- **Task requirements**: Look below for the line with "Write the React" and the line with "const R = 77;"; repeat exactly those two lines and all lines between them, but no pictures.

— BEGIN Task material —

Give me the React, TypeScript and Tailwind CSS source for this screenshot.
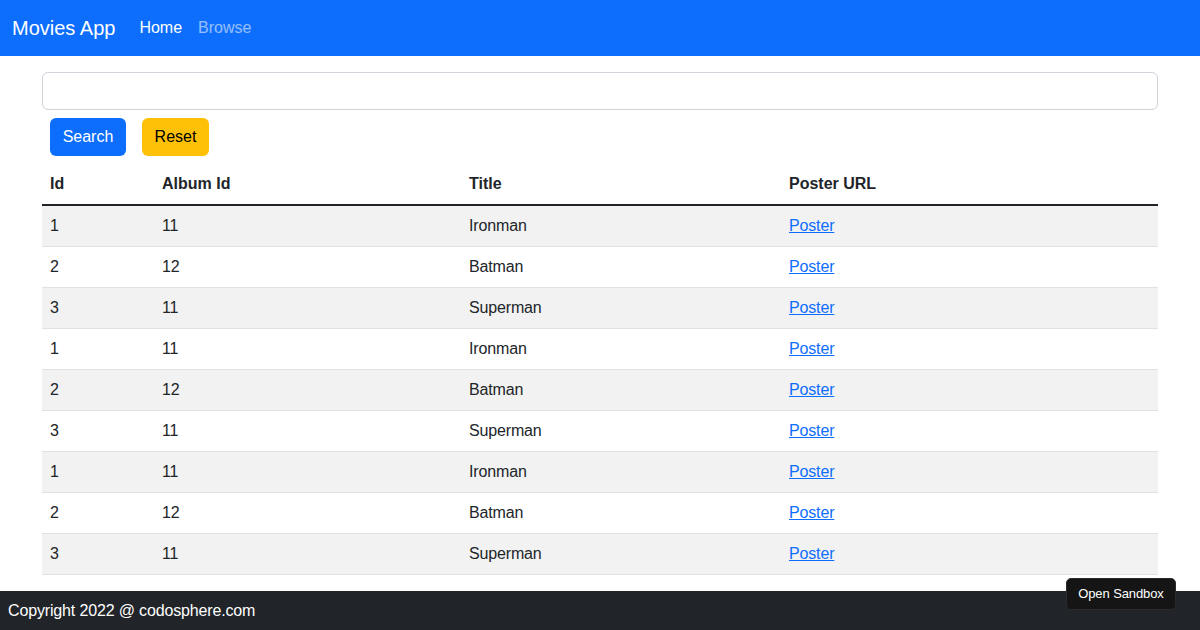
import React from "react";

const rows = [
  { id: 1, album: 11, title: "Ironman" },
  { id: 2, album: 12, title: "Batman" },
  { id: 3, album: 11, title: "Superman" },
  { id: 1, album: 11, title: "Ironman" },
  { id: 2, album: 12, title: "Batman" },
  { id: 3, album: 11, title: "Superman" },
  { id: 1, album: 11, title: "Ironman" },
  { id: 2, album: 12, title: "Batman" },
  { id: 3, album: 11, title: "Superman" },
];

export default function App() {
  return (
    <div
      className="relative h-[630px] w-[1200px] overflow-hidden bg-white text-[16px] text-[#212529]"
      style={{ fontFamily: '"Liberation Sans", Arial, sans-serif' }}
    >
      <nav className="flex h-[56px] items-center bg-[#0d6efd] px-3">
        <span className="mr-[24px] text-[20px] leading-[30px] text-white">Movies App</span>
        <span className="leading-6 text-white">Home</span>
        <span className="ml-[16px] leading-6 text-white/55">Browse</span>
      </nav>

      <div className="mx-[42px] mt-4">
        <div className="h-[38px] rounded-[6px] border border-[#ced4da] bg-white" />
        <div className="flex">
          <button className="my-2 ml-2 flex h-[38px] w-[76px] items-center justify-center rounded-[6px] bg-[#0d6efd] leading-6 text-white">
            Search
          </button>
          <button className="my-2 ml-4 flex h-[38px] w-[67px] items-center justify-center rounded-[6px] bg-[#ffc107] leading-6 text-black">
            Reset
          </button>
        </div>
        <table className="w-full border-collapse text-left">
          <thead>
            <tr className="border-b-2 border-[#212529]">
              <th className="w-[112px] px-2 py-2 font-bold leading-6">Id</th>
              <th className="w-[307px] px-2 py-2 font-bold leading-6">Album Id</th>
              <th className="w-[320px] px-2 py-2 font-bold leading-6">Title</th>
              <th className="px-2 py-2 font-bold leading-6">Poster URL</th>
            </tr>
          </thead>
          <tbody className="tracking-[-0.15px]">
            {rows.map((r, i) => (
              <tr
                key={i}
                className={`border-b border-[#dee2e6] ${i % 2 === 0 ? "bg-[#f2f2f2]" : "bg-white"}`}
              >
                <td className="px-2 py-2 leading-6">{r.id}</td>
                <td className="px-2 py-2 leading-6">{r.album}</td>
                <td className="px-2 py-2 leading-6">{r.title}</td>
                <td className="px-2 py-2 leading-6">
                  <a href="#" className="text-[#0d6efd] underline">
                    Poster
                  </a>
                </td>
              </tr>
            ))}
          </tbody>
        </table>
      </div>

      <footer className="mt-4 flex h-[40px] items-center bg-[#212529] px-2 tracking-[-0.15px] text-white">
        Copyright 2022 @ codosphere.com
      </footer>

      <div className="absolute bottom-[20px] right-[24px] flex h-[32px] w-[110px] items-center justify-center rounded-[5px] border border-[#2a2a2a] bg-[#151515] text-[13px] tracking-[-0.1px] text-white">
        Open Sandbox
      </div>
    </div>
  );
}
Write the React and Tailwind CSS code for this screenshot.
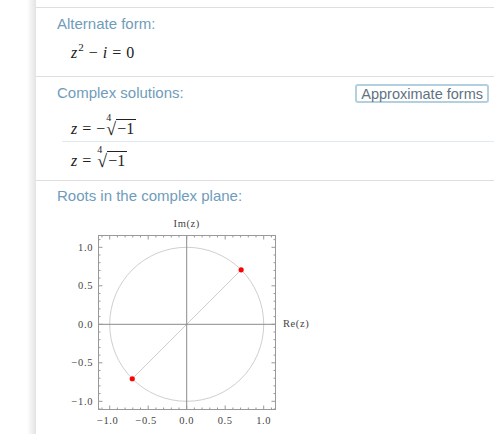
import React from "react";

const serif = { fontFamily: '"Liberation Serif", "Times New Roman", serif' };

const X0 = 186.7;
const Y0 = 324.3;
const R = 77;

const toX = (v) => X0 + v * R;
const toY = (v) => Y0 - v * R;

const Radical = ({ children }) => (
  <span className="relative inline-flex items-end pl-[1px]">
    <span className="absolute left-[1px] top-[-5px] text-[10px] leading-none">4</span>
    <span className="text-[18px] leading-[20px] relative top-[1px]">√</span>
    <span className="border-t border-[#222] leading-[18px] pl-[1px] pr-[2px]">{children}</span>
  </span>
);

const ComplexPlane = () => {
  const ticks = [];
  for (let i = -11; i <= 11; i++) {
    const v = i / 10;
    const major = i % 5 === 0;
    const len = major ? 4 : 2;
    const x = toX(v);
    const y = toY(v);
    ticks.push(
      <line key={`b${i}`} x1={x} y1={409.5} x2={x} y2={409.5 - len} />,
      <line key={`t${i}`} x1={x} y1={235.5} x2={x} y2={235.5 + len} />,
      <line key={`l${i}`} x1={98.5} y1={y} x2={98.5 + len} y2={y} />,
      <line key={`r${i}`} x1={275.5} y1={y} x2={275.5 - len} y2={y} />
    );
  }
  const yLabels = [
    [1, "1.0"],
    [0.5, "0.5"],
    [0, "0.0"],
    [-0.5, "\u22120.5"],
    [-1, "\u22121.0"],
  ];
  const xLabels = [
    [-1, "\u22121.0"],
    [-0.5, "\u22120.5"],
    [0, "0.0"],
    [0.5, "0.5"],
    [1, "1.0"],
  ];
  const a = Math.SQRT1_2;
  return (
    <svg width="270" height="222" viewBox="60 212 270 222" className="block">
      <g stroke="#cfcfcf" fill="none" strokeWidth="1">
        <circle cx={X0} cy={Y0} r={R} />
        <line x1={toX(a)} y1={toY(a)} x2={toX(-a)} y2={toY(-a)} />
      </g>
      <g stroke="#8a8a8a" strokeWidth="1">
        <line x1={X0} y1={235.5} x2={X0} y2={409.5} />
        <line x1={98.5} y1={Y0} x2={275.5} y2={Y0} />
      </g>
      <rect x="98.5" y="235.5" width="177" height="174" fill="none" stroke="#999" strokeWidth="1" />
      <g stroke="#999" strokeWidth="1">{ticks}</g>
      <circle cx={toX(a)} cy={toY(a)} r="2.6" fill="#ff0000" />
      <circle cx={toX(-a)} cy={toY(-a)} r="2.6" fill="#ff0000" />
      <g fill="#444" fontSize="10.5" style={serif} letterSpacing="0.6">
        <text x={X0} y={227} textAnchor="middle">Im(z)</text>
        <text x={283} y={327}>Re(z)</text>
        {yLabels.map(([v, t]) => (
          <text key={t} x={93} y={toY(v) + 3.5} textAnchor="end">{t}</text>
        ))}
        {xLabels.map(([v, t]) => (
          <text key={t} x={toX(v) + (v < 0 ? -2 : 0)} y={424} textAnchor="middle">{t}</text>
        ))}
      </g>
    </svg>
  );
};

export default function App() {
  return (
    <div className="flex w-[494px] h-[434px] overflow-hidden bg-white">
      {/* left gutter with shadow */}
      <div className="w-[36px] shrink-0 bg-gradient-to-r from-white via-white via-75% to-[#e3e3e3]" />

      <div className="flex-1 flex flex-col" style={{ fontFamily: '"Liberation Sans", Arial, sans-serif' }}>
        <div className="h-[7px]" />

        {/* Alternate form */}
        <section className="h-[69px] border-t border-[#dedede] pl-[21px] pt-[7px]">
          <h2 className="text-[15px] leading-[18px] text-[#6f9cba]">Alternate form:</h2>
          <div className="mt-[10px] pl-[14px] text-[16px] leading-[20px] text-[#222]" style={serif}>
            <i>z</i>
            <sup className="text-[11px] relative top-[-7px] ml-[1px]">2</sup>
            <span className="mx-[5px]">−</span>
            <i>i</i>
            <span className="mx-[5px]">=</span>0
          </div>
        </section>

        {/* Complex solutions */}
        <section className="h-[104px] border-t border-[#dedede] pt-[7px]">
          <div className="flex items-start justify-between pl-[21px] pr-[5px]">
            <h2 className="text-[15px] leading-[18px] text-[#6f9cba]">Complex solutions:</h2>
            <button className="h-[19px] px-[4px] border-2 border-[#b3d0de] rounded-[3px] bg-white text-[14.5px] leading-[14px] text-[#5f7282]">
              Approximate forms
            </button>
          </div>
          <div className="mt-[6px] ml-[26px] flex flex-col text-[#222]" style={serif}>
            <div className="pl-[9px] h-[33px] pt-[9px] text-[16px] leading-[20px] border-b border-[#deebf0]">
              <i>z</i>
              <span className="mx-[5px]">=</span>−<Radical>−1</Radical>
            </div>
            <div className="pl-[9px] pt-[8px] text-[16px] leading-[20px]">
              <i>z</i>
              <span className="mx-[5px]">=</span>
              <Radical>−1</Radical>
            </div>
          </div>
        </section>

        {/* Roots in the complex plane */}
        <section className="flex-1 border-t border-[#dedede] pt-[6px]">
          <h2 className="pl-[21px] text-[15px] leading-[18px] text-[#6f9cba]">Roots in the complex plane:</h2>
          <div className="mt-[7px] ml-[24px]">
            <ComplexPlane />
          </div>
        </section>
      </div>
    </div>
  );
}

— END Task material —

- **Final answer**:
Write the React and Tailwind CSS code for this screenshot.
import React from "react";

const serif = { fontFamily: '"Liberation Serif", "Times New Roman", serif' };

const X0 = 186.7;
const Y0 = 324.3;
const R = 77;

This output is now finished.